The Center for Automotive Research (aka CAR) hosts its annual Management Briefing Seminars in Traverse City, Michigan, and this year there was a conquering spirit in the air. The auto industry has a comeback on its hands, giving automakers the opportunity talk about larger production volumes. Notably, Honda Motor Co. (NYSE:HMC) announced it will invest another $215 milllion in Ohio operations, giving the company an even bigger foothold in the U.S.
According to a company statement, the latest wave of investment will push Honda’s total to $2.7 billion in North American operations in only the past three years. The majority of the $215 million ($180M) will be spent on an expansion of manufacturing capabilities at the company’s Anna, Ohio, Engine Plant, while the remainder is earmarked for an enormous new building in Marysville, Ohio.
Honda is continuing to expand its presence in the U.S., where it already has the strongest foothold of any Japanese automaker, and produces more cars with U.S.-sourced parts than any automaker other than General Motors (NYSE:GM), according to Cars.com’s American-Made Index. Nine of Honda’s 16 mass-market cars are made with over half American-made parts, according to the survey. That’s more than Ford (NYSE:F).
In fact, Cars.com notes Honda is also tied with Chrysler (FIATY.PK) among the world’s top automakers for cars produced in the U.S. using domestic parts content. The ratio of 50 percent is rare among any manufacturer. Honda executives noted the company’s long history of North American production in a statement on Wednesday.
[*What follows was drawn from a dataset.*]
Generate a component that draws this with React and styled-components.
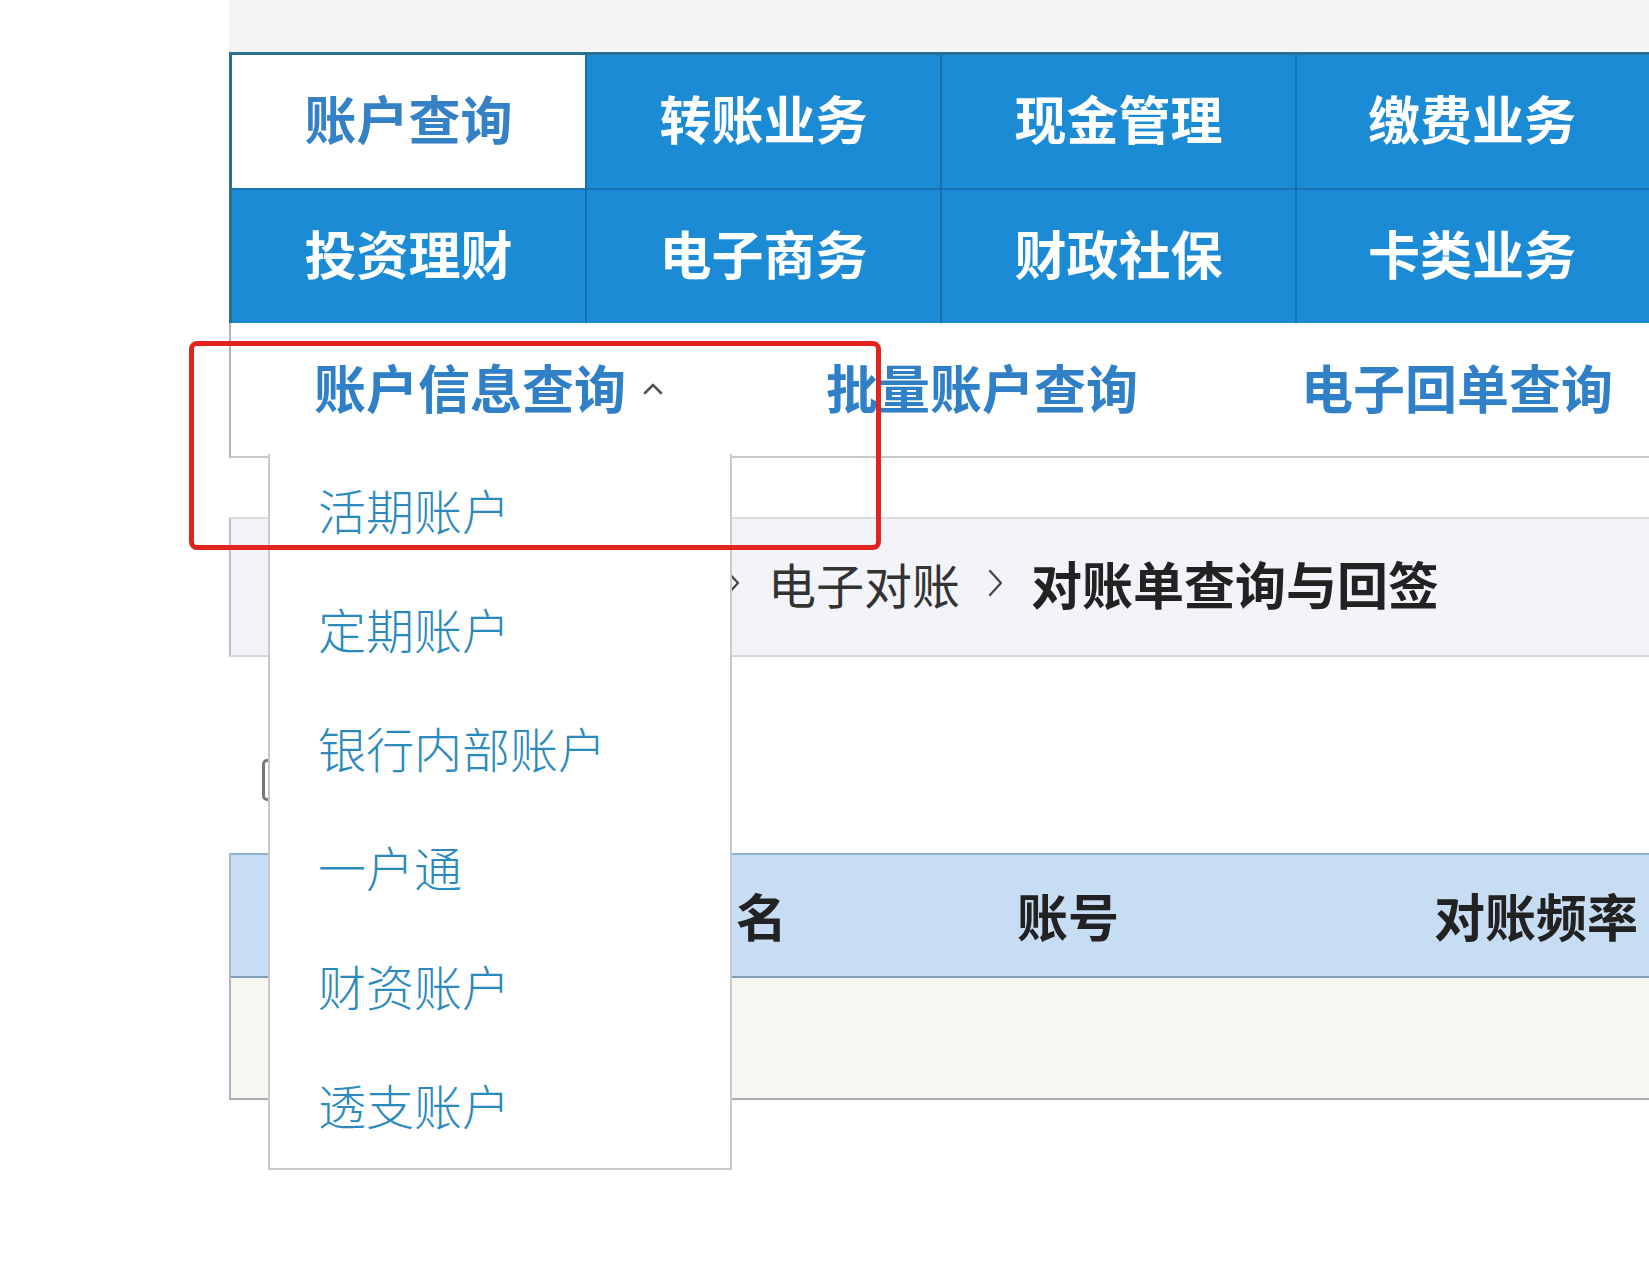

“We’re excited to highlight our more than 30-year history of manufacturing in North America,” said Rick Schostek, Honda North America’s senior VP. “We view this investment in Honda people as critical to our future success,” he added, noting that much of the investment will be spent on improving technologies and training engineers in its plants, especially in Anna.
The Management Briefing Seminars featured announcements from the Detroit Three as well. Ford executives discussed handling the demand for its Escape compact SUV and popular Fusion, while GM flashed photos of its upcoming mid-size trucks (slated for next year), which will retain the names Chevy Colorado and GMC Canyon.
Chrysler, for its part, is adding another 300 jobs in Michigan to increase the output of its Tigershark engines, according to industry sources. The Fiat-owned company will invest over $50 million on production capabilities in Trenton and Dundee, Michigan, according to a Bloomberg report.
Deliveries of light trucks and cars were up 14 percent in July, and Honda had two of the five top-selling cars in the U.S. for the month. The Civic and Accord both sold over 30,000 units, with the Civic posting a 30 percent increase compared to July of 2012. Honda is on top of its game, and it is committing more resources than ever to its U.S. operations, especially in Ohio.
According to the Japanese automaker, the additional investment will mean the company spent more than $1 billion in Ohio in just the last three years.